Algumas rendeiras colocam a almofada no chão, e elas mesmas se sentam no chão para trabalhar. Outras colocam a almofada sobre pequena banqueta ou cadeira, e trabalham sentadas numa banqueta ou cadeira.
A linha geralmente usada é de algodão — fininha para renda fina, mais grossa para renda mais espessa. Pode ser de qualquer cor, mas o branco ainda predomina.

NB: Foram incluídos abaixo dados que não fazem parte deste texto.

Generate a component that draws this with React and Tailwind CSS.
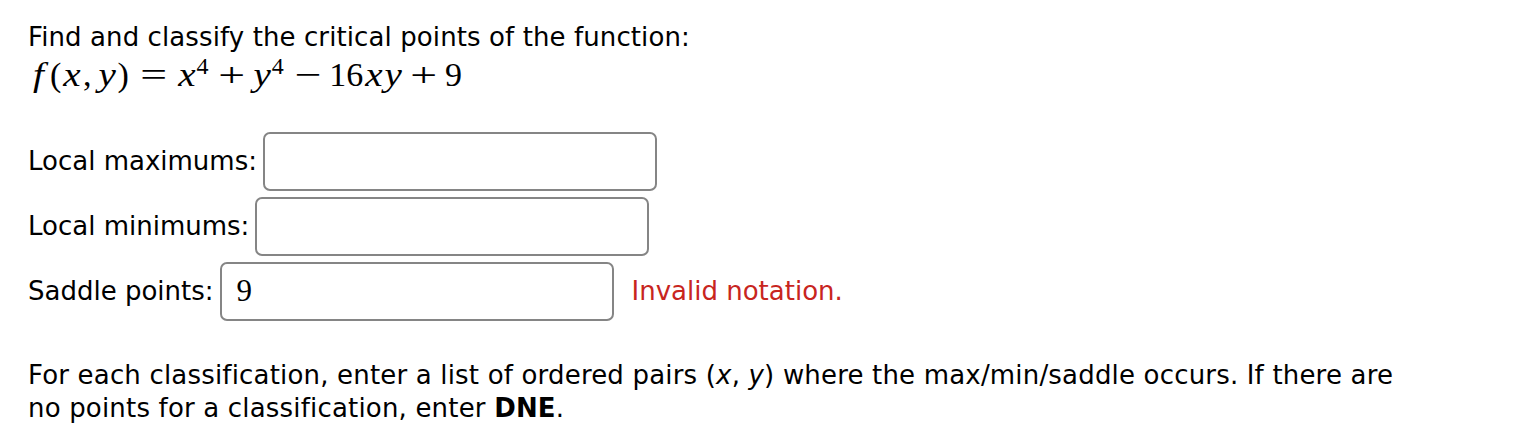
const sans = { fontFamily: '"DejaVu Sans", "Liberation Sans", sans-serif' };
const serif = "font-['Liberation_Serif',serif]";

// math tokens laid out on TeX-like advances: [text, width, space before, kind]
// kind: i = italic letter, s = superscript, o = operator
const formula = [
  ['f', 20.9, 0, 'i'],
  ['(', 13.6, 0],
  ['x', 20, 0, 'i'],
  [',', 9.7, 0],
  ['y', 18.4, 5.8, 'i'],
  [')', 13.6, 0],
  ['=', 27.2, 9.7, 'o'],
  ['x', 20, 9.7, 'i'],
  ['4', 12.4, 0, 's'],
  ['+', 27.2, 9.5, 'o'],
  ['y', 18.4, 7.8, 'i'],
  ['4', 12.4, 0, 's'],
  ['−', 27.2, 9.5, 'o'],
  ['16', 35, 7.8],
  ['x', 20, 0, 'i'],
  ['y', 18.4, 0, 'i'],
  ['+', 27.2, 7.8, 'o'],
  ['9', 17.5, 7.8],
];

const tokenClass = {
  i: 'italic scale-x-[1.15]',
  s: 'text-[24px] align-[12px] text-left',
  o: 'scale-x-[1.4]',
};

const Row = ({ label, value, note }) => (
  <div className="flex items-center h-[59px] mt-[6px]">
    <span className="whitespace-nowrap">{label}</span>
    <div className="ml-[6px] w-[394px] h-full border-2 border-[#858585] rounded-[7px] bg-white flex items-center pl-[15px]">
      {value && <span className={`text-[31px] ${serif} text-black`}>{value}</span>}
    </div>
    {note && <span className="ml-[18px] text-[#c8251e] whitespace-nowrap">{note}</span>}
  </div>
);

export default function App() {
  return (
    <div className="w-[1540px] h-[424px] bg-white text-black text-[26px] pl-[28px] pt-[20px]" style={sans}>
      {/* Prompt */}
      <div className="leading-[34px] whitespace-nowrap tracking-[0.1px]">
        Find and classify the critical points of the function:
      </div>
      <div className={`h-[42px] leading-[42px] text-[34px] ${serif} whitespace-nowrap`}>
        {formula.map(([t, w, ml, kind], i) => (
          <span
            key={i}
            className={`inline-block text-center leading-none ${kind ? tokenClass[kind] : ''}`}
            style={{ width: w, marginLeft: ml }}
          >
            {t}
          </span>
        ))}
      </div>

      {/* Answer boxes */}
      <div className="mt-[36px]">
        <Row label="Local maximums:" />
        <Row label="Local minimums:" />
        <Row label="Saddle points:" value="9" note="Invalid notation." />
      </div>

      {/* Instructions */}
      <div className="mt-[38px] leading-[33px] tracking-[0.18px]">
        <div className="whitespace-nowrap">
          For each classification, enter a list of ordered pairs (<i>x</i>, <i>y</i>) where the max/min/saddle occurs. If there are
        </div>
        <div className="whitespace-nowrap">
          no points for a classification, enter <b>DNE</b>.
        </div>
      </div>
    </div>
  );
}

Para começar, traça-se o desenho num pedaço de papelão, ou um pedaço de tal papelão talvez tenha apenas os furos feitos nele. Este padrão é preso à almofada. Em seguida, colocam-se espinhos nos foros, conforme o padrão. No caso de um padrão feito no papelão, os espinhos são colocados em certos pontos do desenho. Os espinhos são então colocados mais abaixo no papelão, à medida que o trabalho progride.
A propósito, talvez tenha notado que não se usam alfinetes comuns de costura. Naturalmente, estes poderiam ser usados, mas tendem a enferrujar e, por conseguinte, não são satisfatórios. Espinhos vegetais duros, espinhos de cardeiro ou espinhas de peixe, são mais adequados, visto que servem para tal fim e não enferrujam.

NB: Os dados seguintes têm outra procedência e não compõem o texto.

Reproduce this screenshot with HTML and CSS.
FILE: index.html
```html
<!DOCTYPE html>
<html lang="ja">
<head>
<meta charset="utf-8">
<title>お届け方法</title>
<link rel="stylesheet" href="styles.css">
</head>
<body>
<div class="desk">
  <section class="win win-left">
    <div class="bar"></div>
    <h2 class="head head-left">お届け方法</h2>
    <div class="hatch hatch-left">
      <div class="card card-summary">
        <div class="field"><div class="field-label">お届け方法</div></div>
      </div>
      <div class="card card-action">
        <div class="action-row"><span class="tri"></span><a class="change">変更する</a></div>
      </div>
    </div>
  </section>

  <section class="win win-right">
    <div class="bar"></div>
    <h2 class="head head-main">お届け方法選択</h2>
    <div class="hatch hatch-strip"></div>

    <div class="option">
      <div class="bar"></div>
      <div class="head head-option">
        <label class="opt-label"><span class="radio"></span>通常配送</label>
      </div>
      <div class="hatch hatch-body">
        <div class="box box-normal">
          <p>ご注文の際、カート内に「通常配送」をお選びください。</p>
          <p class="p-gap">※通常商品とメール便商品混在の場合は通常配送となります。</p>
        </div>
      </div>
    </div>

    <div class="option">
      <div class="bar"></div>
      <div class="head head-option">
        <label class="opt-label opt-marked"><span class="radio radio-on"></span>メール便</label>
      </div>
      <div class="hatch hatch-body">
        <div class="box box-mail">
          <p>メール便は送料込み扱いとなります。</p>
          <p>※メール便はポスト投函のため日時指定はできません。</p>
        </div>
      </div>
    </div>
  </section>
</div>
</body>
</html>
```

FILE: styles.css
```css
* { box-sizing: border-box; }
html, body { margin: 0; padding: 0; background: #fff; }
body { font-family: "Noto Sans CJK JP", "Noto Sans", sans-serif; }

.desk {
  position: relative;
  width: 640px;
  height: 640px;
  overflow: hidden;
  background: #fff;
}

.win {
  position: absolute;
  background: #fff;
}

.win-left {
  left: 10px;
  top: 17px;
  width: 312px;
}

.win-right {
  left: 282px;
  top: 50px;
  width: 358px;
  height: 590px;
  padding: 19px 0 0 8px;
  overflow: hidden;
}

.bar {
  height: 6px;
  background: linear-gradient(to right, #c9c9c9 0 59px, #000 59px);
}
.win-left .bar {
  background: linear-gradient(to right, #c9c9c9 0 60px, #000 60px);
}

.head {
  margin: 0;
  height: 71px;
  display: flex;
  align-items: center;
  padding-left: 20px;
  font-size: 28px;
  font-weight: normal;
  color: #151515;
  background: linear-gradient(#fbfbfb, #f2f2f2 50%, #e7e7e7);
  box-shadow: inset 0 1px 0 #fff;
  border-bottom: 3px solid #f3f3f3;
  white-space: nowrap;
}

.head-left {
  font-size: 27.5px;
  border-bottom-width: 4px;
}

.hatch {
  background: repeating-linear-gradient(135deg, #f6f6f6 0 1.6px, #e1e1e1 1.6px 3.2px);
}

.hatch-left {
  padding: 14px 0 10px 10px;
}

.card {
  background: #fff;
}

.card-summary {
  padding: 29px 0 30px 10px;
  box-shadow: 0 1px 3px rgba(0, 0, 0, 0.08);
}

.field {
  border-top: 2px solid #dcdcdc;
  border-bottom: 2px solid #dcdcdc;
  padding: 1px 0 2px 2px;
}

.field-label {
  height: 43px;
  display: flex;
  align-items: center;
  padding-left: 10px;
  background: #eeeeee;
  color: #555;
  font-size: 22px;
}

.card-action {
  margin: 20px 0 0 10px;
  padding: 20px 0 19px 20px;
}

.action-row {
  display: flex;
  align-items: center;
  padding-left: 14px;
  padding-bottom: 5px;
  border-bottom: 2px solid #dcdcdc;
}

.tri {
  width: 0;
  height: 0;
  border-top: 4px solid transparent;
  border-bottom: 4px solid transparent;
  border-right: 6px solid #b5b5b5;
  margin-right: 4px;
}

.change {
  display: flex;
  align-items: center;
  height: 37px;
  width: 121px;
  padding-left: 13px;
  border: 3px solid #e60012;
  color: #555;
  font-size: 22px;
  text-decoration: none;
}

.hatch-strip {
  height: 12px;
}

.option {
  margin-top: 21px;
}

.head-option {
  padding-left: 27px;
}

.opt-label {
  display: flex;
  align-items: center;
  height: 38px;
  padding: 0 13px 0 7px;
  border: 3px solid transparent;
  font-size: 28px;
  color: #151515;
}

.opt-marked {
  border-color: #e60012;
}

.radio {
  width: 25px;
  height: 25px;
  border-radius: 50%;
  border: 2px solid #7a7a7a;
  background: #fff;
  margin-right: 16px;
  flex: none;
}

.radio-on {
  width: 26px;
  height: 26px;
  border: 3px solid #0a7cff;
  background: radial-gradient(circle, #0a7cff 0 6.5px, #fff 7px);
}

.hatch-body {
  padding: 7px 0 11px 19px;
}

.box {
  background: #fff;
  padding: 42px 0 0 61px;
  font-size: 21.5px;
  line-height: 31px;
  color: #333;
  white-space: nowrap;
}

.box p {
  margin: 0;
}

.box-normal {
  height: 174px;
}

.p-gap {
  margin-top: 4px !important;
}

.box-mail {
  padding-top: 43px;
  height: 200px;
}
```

A linha que é trabalhada por entre os espinhos é presa em pauzinhos entalhados, ou bilros, de cerca de 15 centímetros de comprimento, com sementes na ponta, de modo a moldar-se à mão da rendeira. Antes de começar a fazer uma nova peça de renda, a rendeira enrola a linha em dois bilros, a metade em um, e a outra metade no outro. O número de bilros que ela usa depende do padrão e da largura da renda feita; os bilros podem ser meia dúzia ou chegar a atingir muitas dúzias. E o comprimento da peça específica da renda que é fabricada determina a quantidade de linha que a rendeira enrola. Naturalmente, ela pode emendar a linha, caso precise de mais, fazendo isso com um nó de renda quase invisível.
A perícia e destreza da rendeira nos deixam surpresos, à medida que ela trabalha rapidamente, sabendo exatamente que bilro deve usar em seguida, quando retorcê-lo e quantos cruzamentos fazer antes de pegar o seguinte. Dependendo do padrão ou desenho específico, ela faz com que os bilros entrecruzem os fios, de modo a produzir um efeito de delicadamente belas pétalas, ou de corrente, ou de rede.

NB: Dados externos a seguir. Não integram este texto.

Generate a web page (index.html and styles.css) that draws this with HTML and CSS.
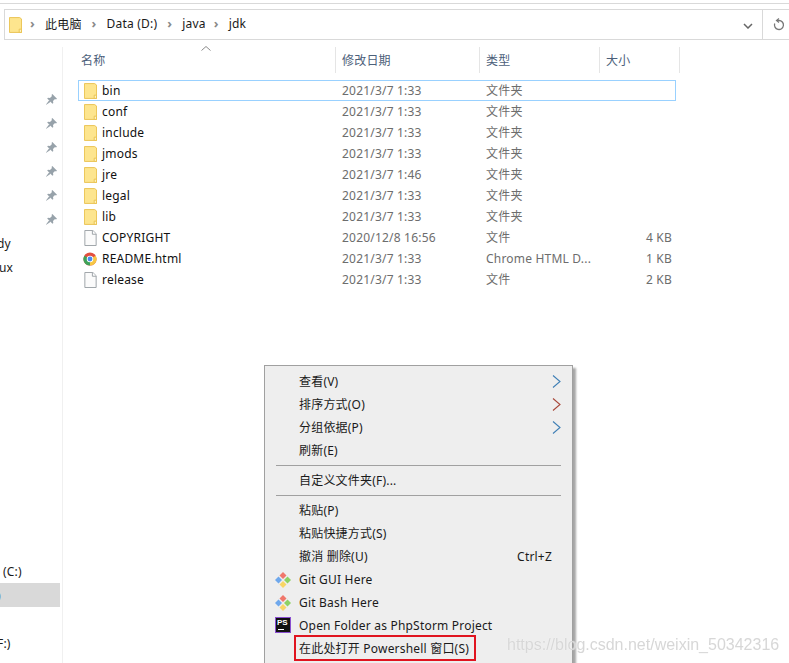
FILE: index.html
```html
<!DOCTYPE html>
<html lang="zh-CN">
<head>
<meta charset="utf-8">
<title>jdk</title>
<link rel="stylesheet" href="styles.css">
</head>
<body>
<svg class="defs" width="0" height="0" aria-hidden="true">
  <defs>
    <symbol id="folder" viewBox="0 0 14 17">
      <path d="M.5.5H11.5L13.5 2V16.5H.5Z" fill="#fde58e" stroke="#e9c14f"/>
      <path d="M11 16.5V13H13.5V16.5Z" fill="#fff3bf" stroke="#e9c14f"/>
    </symbol>
    <symbol id="doc" viewBox="0 0 13 17">
      <path d="M.5.5H9L12.5 4V16.5H.5Z" fill="#fbfbfb" stroke="#9aa0a4"/>
      <path d="M8.5.5V4.5H12.5" fill="#fff" stroke="#9aa0a4"/>
    </symbol>
    <symbol id="pin" viewBox="0 0 11 11">
      <path d="M6.300 0 11 4.700 10 5.500 9 5 7 7 7.300 9 6.500 9.800 1.200 4.500 2 3.700 4 4 6 2 5.500 1Z" fill="#97a2aa"/>
      <path d="M3.200 6.300 4.700 7.800 .3 10.800 0 10.500Z" fill="#97a2aa"/>
    </symbol>
    <symbol id="git" viewBox="0 0 16 16">
      <path d="M8 0 11.500 3.500 8 7 4.500 3.500Z" fill="#f0776b"/>
      <path d="M3.500 4.500 7 8 3.500 11.500 0 8Z" fill="#6fa8ec"/>
      <path d="M12.500 4.500 16 8 12.500 11.500 9 8Z" fill="#8ed163"/>
      <path d="M8 9 11.500 12.500 8 16 4.500 12.500Z" fill="#f8d565"/>
    </symbol>
  </defs>
</svg>

<div class="window">
  <div class="topline"></div>
  <div class="addressbar">
    <div class="crumbs">
      <svg class="crumb-folder"><use href="#folder"/></svg>
      <span class="chev">›</span><span class="crumb crumb-first">此电脑</span>
      <span class="chev">›</span><span class="crumb">Data (D:)</span>
      <span class="chev">›</span><span class="crumb crumb-java">java</span>
      <span class="chev">›</span><span class="crumb">jdk</span>
    </div>
    <div class="dropdown">
      <svg width="10" height="6" viewBox="0 0 10 6"><path d="M1 1 5 5 9 1" fill="none" stroke="#666" stroke-width="1.500"/></svg>
    </div>
    <div class="refresh">
      <svg width="12" height="13" viewBox="0 0 12 13"><path d="M4 2.500H6A4.500 4.500 0 1 1 1.700 5.500" fill="none" stroke="#777" stroke-width="1.300"/><path d="M6 .5 3.500 2.500 6 4.500" fill="none" stroke="#777" stroke-width="1.200"/></svg>
    </div>
  </div>

  <div class="content">
    <nav class="sidebar">
      <div class="nav-row"><svg class="pin"><use href="#pin"/></svg></div>
      <div class="nav-row"><svg class="pin"><use href="#pin"/></svg></div>
      <div class="nav-row"><svg class="pin"><use href="#pin"/></svg></div>
      <div class="nav-row"><svg class="pin"><use href="#pin"/></svg></div>
      <div class="nav-row"><svg class="pin"><use href="#pin"/></svg></div>
      <div class="nav-row"><svg class="pin"><use href="#pin"/></svg></div>
      <div class="nav-row nav-dy">dy</div>
      <div class="nav-row nav-ux">ux</div>
      <div class="nav-spacer"></div>
      <div class="nav-row nav-c">(C:)</div>
      <div class="nav-row nav-selected"><span class="nav-clip">)</span></div>
      <div class="nav-row"></div>
      <div class="nav-row nav-f">F:)</div>
    </nav>

    <main class="files">
      <div class="sort-caret"><svg width="10" height="5" viewBox="0 0 10 5"><path d="M.5 4.500 5 .5 9.500 4.500" fill="none" stroke="#8a8a8a"/></svg></div>
      <div class="header">
        <div class="hcell h-name">名称</div>
        <div class="hcell">修改日期</div>
        <div class="hcell">类型</div>
        <div class="hcell">大小</div>
      </div>
      <div class="rows">
        <div class="row selected"><svg class="ico"><use href="#folder"/></svg><span class="name">bin</span><span class="date">2021/3/7 1:33</span><span class="type type-cjk">文件夹</span><span class="size"></span></div>
        <div class="row"><svg class="ico"><use href="#folder"/></svg><span class="name">conf</span><span class="date">2021/3/7 1:33</span><span class="type type-cjk">文件夹</span><span class="size"></span></div>
        <div class="row"><svg class="ico"><use href="#folder"/></svg><span class="name">include</span><span class="date">2021/3/7 1:33</span><span class="type type-cjk">文件夹</span><span class="size"></span></div>
        <div class="row"><svg class="ico"><use href="#folder"/></svg><span class="name">jmods</span><span class="date">2021/3/7 1:33</span><span class="type type-cjk">文件夹</span><span class="size"></span></div>
        <div class="row"><svg class="ico"><use href="#folder"/></svg><span class="name">jre</span><span class="date">2021/3/7 1:46</span><span class="type type-cjk">文件夹</span><span class="size"></span></div>
        <div class="row"><svg class="ico"><use href="#folder"/></svg><span class="name">legal</span><span class="date">2021/3/7 1:33</span><span class="type type-cjk">文件夹</span><span class="size"></span></div>
        <div class="row"><svg class="ico"><use href="#folder"/></svg><span class="name">lib</span><span class="date">2021/3/7 1:33</span><span class="type type-cjk">文件夹</span><span class="size"></span></div>
        <div class="row"><svg class="ico"><use href="#doc"/></svg><span class="name">COPYRIGHT</span><span class="date">2020/12/8 16:56</span><span class="type type-cjk">文件</span><span class="size">4 KB</span></div>
        <div class="row">
          <svg class="ico chrome" viewBox="0 0 16 16">
            <circle cx="8" cy="8" r="7.500" fill="#e34f3f"/>
            <path d="M8 8 14.500 4.200A7.500 7.500 0 0 1 8 15.500Z" fill="#f6c744"/>
            <path d="M8 8 8 15.500A7.500 7.500 0 0 1 1.500 4.200Z" fill="#3ea35a"/>
            <circle cx="8" cy="8" r="3.700" fill="#fff"/>
            <circle cx="8" cy="8" r="2.800" fill="#4a8bf0"/>
          </svg>
          <span class="name">README.html</span><span class="date">2021/3/7 1:33</span><span class="type">Chrome HTML D...</span><span class="size">1 KB</span>
        </div>
        <div class="row"><svg class="ico"><use href="#doc"/></svg><span class="name">release</span><span class="date">2021/3/7 1:33</span><span class="type type-cjk">文件</span><span class="size">2 KB</span></div>
      </div>
    </main>
  </div>
</div>

<div class="menu">
  <div class="item"><span class="label">查看(V)</span><svg class="arrow arrow-blue" viewBox="0 0 9 13"><path d="M1 .5 8 6.500 1 12.500"/></svg></div>
  <div class="item"><span class="label">排序方式(O)</span><svg class="arrow arrow-red" viewBox="0 0 9 13"><path d="M1 .5 8 6.500 1 12.500"/></svg></div>
  <div class="item"><span class="label">分组依据(P)</span><svg class="arrow arrow-blue" viewBox="0 0 9 13"><path d="M1 .5 8 6.500 1 12.500"/></svg></div>
  <div class="item"><span class="label">刷新(E)</span></div>
  <div class="sep"></div>
  <div class="item"><span class="label">自定义文件夹(F)...</span></div>
  <div class="sep"></div>
  <div class="item"><span class="label">粘贴(P)</span></div>
  <div class="item"><span class="label">粘贴快捷方式(S)</span></div>
  <div class="item"><span class="label">撤消 删除(U)</span><span class="label-latin shortcut">Ctrl+Z</span></div>
  <div class="item"><svg class="mi"><use href="#git"/></svg><span class="label-latin">Git GUI Here</span></div>
  <div class="item"><svg class="mi"><use href="#git"/></svg><span class="label-latin">Git Bash Here</span></div>
  <div class="item"><span class="ps"><span class="ps-text">PS</span><span class="ps-bar"></span></span><span class="label-latin">Open Folder as PhpStorm Project</span></div>
  <div class="item item-marked"><span class="label">在此处打开 Powershell 窗口(S)</span></div>
</div>

<div class="watermark">https://blog.csdn.net/weixin_50342316</div>
</body>
</html>
```
FILE: styles.css
```css
*, *::before, *::after { box-sizing: border-box; }
html, body { margin: 0; height: 663px; overflow: hidden; background: #fff; }
body {
  position: relative;
  font-family: "Noto Sans", "Noto Sans CJK SC", sans-serif;
  font-size: 12px;
  letter-spacing: .2px;
  color: #1a1a1a;
}
.defs { position: absolute; }

.window { display: flex; flex-direction: column; height: 663px; }
.topline { height: 4px; margin-top: 3px; border-top: 1px solid #d9d9d9; flex: none; margin-bottom: 2px; }

.addressbar {
  flex: none;
  display: flex;
  height: 31px;
  margin-left: 4px;
  border: 1px solid #d9d9d9;
  border-right: 0;
}
.crumbs { flex: 1; display: flex; align-items: center; padding-left: 4px; }
.crumb-folder { width: 13px; height: 16px; margin-right: 8px; }
.chev { color: #8a8a8a; width: 6px; font-size: 13px; font-weight: 700; line-height: 1; margin-top: -2px; }
.crumb { margin: -2px 10px 0 9px; }
.crumb-java { margin-right: 8px; }
.dropdown { width: 32px; display: flex; align-items: center; justify-content: center; padding-left: 2px; padding-top: 2px; border-right: 1px solid #d9d9d9; }
.refresh { width: 26px; display: flex; align-items: center; justify-content: center; padding-left: 5px; }

.content { flex: 1; display: flex; min-height: 0; margin-top: 7px; }

.sidebar {
  flex: none;
  width: 63px;
  padding: 40px 2px 0 0;
  border-right: 1px solid #f0f0f0;
  display: flex;
  flex-direction: column;
}
.nav-row { height: 24px; flex: none; display: flex; align-items: center; white-space: nowrap; color: #1a1a1a; }
.nav-spacer { height: 280px; flex: none; }
.pin { width: 11px; height: 11px; margin-left: 46px; }
.nav-dy { text-indent: -3px; }
.nav-ux { text-indent: -1px; }
.nav-c { padding-left: 3px; }
.nav-selected { background: #d9d9d9; }
.nav-clip { margin-left: -3px; color: #1c2b6b; }
.nav-f { text-indent: -3px; }

.files { flex: 1; position: relative; padding-left: 15px; }
.sort-caret { position: absolute; left: 138px; top: -1px; line-height: 0; }
.header {
  display: grid;
  grid-template-columns: 258px 144px 120px 80px;
  width: 602px;
  height: 26px;
}
.hcell { color: #4c607a; display: flex; align-items: center; padding: 0 0 1px 6px; border-right: 1px solid #e5e5e5; }
.h-name { padding-left: 3px; }
.rows { margin-top: 7px; }
.row {
  display: grid;
  grid-template-columns: 18px 240px 144px 120px 66px;
  align-items: center;
  width: 598px;
  height: 21px;
  padding-left: 5px;
  border: 1px solid transparent;
}
.row.selected { border-color: #99d1ff; }
.ico { width: 13px; height: 16px; }
.chrome { width: 14px; height: 14px; margin-left: -1px; }
.name { color: #111; }
.date, .type { color: #6d6d6d; }
.type-cjk { margin-top: -2px; }
.size { color: #6d6d6d; text-align: right; }

.menu {
  position: absolute;
  left: 264px;
  top: 365px;
  width: 309px;
  padding: 4px 2px;
  background: #eeeeee;
  border: 1px solid #a0a0a0;
  box-shadow: 3px 3px 2px rgba(0, 0, 0, .35);
}
.item {
  position: relative;
  height: 23px;
  display: flex;
  align-items: center;
  justify-content: space-between;
  padding: 0 11px 0 32px;
  color: #1a1a1a;
  white-space: nowrap;
}
.label { margin-top: -2px; }
.shortcut { margin-right: 7px; }
.item-marked::after {
  content: "";
  position: absolute;
  left: 27px;
  top: -2px;
  width: 182px;
  height: 26px;
  border: 2px solid #e0141f;
}
.sep { height: 7px; margin: 0 9px; position: relative; }
.sep::before { content: ""; position: absolute; left: 0; right: 0; top: 3px; border-top: 1px solid #a0a0a0; }
.arrow { width: 9px; height: 13px; fill: none; stroke-width: 1.100; margin-right: -2px; }
.arrow-blue { stroke: #3f7fb5; }
.arrow-red { stroke: #a8483a; }
.mi { position: absolute; left: 8px; top: 4px; width: 16px; height: 16px; }
.ps {
  position: absolute;
  left: 8px;
  top: 3px;
  width: 16px;
  height: 16px;
  background: #111;
  border: 1px solid #8a4fd0;
  color: #fff;
}
.ps-text { position: absolute; left: 1px; top: 0; letter-spacing: 0; font: 700 8px/9px "Liberation Sans", sans-serif; }
.ps-bar { position: absolute; left: 2px; top: 11px; width: 6px; height: 1px; background: #fff; }

.watermark {
  position: absolute;
  left: 507px;
  top: 634px;
  font: 16px/22px "Liberation Sans", sans-serif;
  letter-spacing: 0;
  color: rgba(205, 205, 205, .8);
  text-shadow: 0 0 1px #fff;
  filter: blur(.5px);
  white-space: nowrap;
}
```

Para proteger a renda e mantê-la limpa, ela usualmente a recobre com um pano. À medida que a renda se alonga, é asseadamente dobrada sob tal pano do lado da almofada que está oposto à rendeira. Mesmo que a renda venha a ter vários metros de comprimento, não se deixa cair no chão ao ir alongando-se. Apenas a parte em que se trabalha realmente fica exposta.
Padrões Que Satisfazem Todo Gosto e Propósito
Fabrica-se tanto a renda fina como a mais grossa. Também, existe grande variedade de padrões e de larguras. Esta pode variar de menos de um centímetro até 10 centímetros, ou mais. E não se fabricam apenas peças retas. A renda pode ter uma borda em festão ornamental, ou pode ser curva. Pode também ser feita em forma de recorte quadrado ou de pala. Recortes quadrados e palas tencionadas para serem usados em blusas podem ser feitos quer em uma só peça quer em duas metades, que então são unidas no meio — tão delicadamente unidas, com efeito, que somente o olho experiente poderá dizer que as peças não eram únicas. Na verdade, fazer “renda da terra” é uma arte.
Por falar em palas de renda, nas lojas e mercados poderá encontrar lindas blusas orladas com estas belas rendas. Algumas são prodigamente ornadas de renda, ao passo que outras possuem menos. Se preferir, poderá mandar fazer uma blusa sob encomenda. Ou talvez gostaria de ter uma camisola decorada com bordados feitos à mão, e delicadas tiras estreitas de renda. Daí, há as lindas toalhas de mesa, panos de enfeite e colchas orladas de renda ou feitas inteiramente de renda. Quer deseje algo para si mesma ou procure um presente para uma amiga, encontrará um artigo que lhe agradará. É fácil compreender por que esta bela renda seja tão usada localmente e esteja em grande demanda em outras partes, até mesmo fora do Brasil.
Ao invés de comprar uma roupa feita, talvez deseje comprar um pouco de renda para usar em sua costura doméstica. Poderá comprá-la, quer de alguém que a fabrique, quer dum retalhista. Daí, também, poderá comprar tantos centímetros ou metros quantos deseje, do padrão e da largura que satisfaça seu gosto. Seja o que for que decida fazer, quer uma blusa, um vestido, uma saia quer outra coisa, poderá estar segura de que será muitíssimo agradável aos olhos e lhe granjeará muitos elogios, se a orlar com linda renda feita à mão. E, se vier alguma vez a Fortaleza, vá ver as atarefadas jovens e senhoras que fabricam a linda “renda da terra”.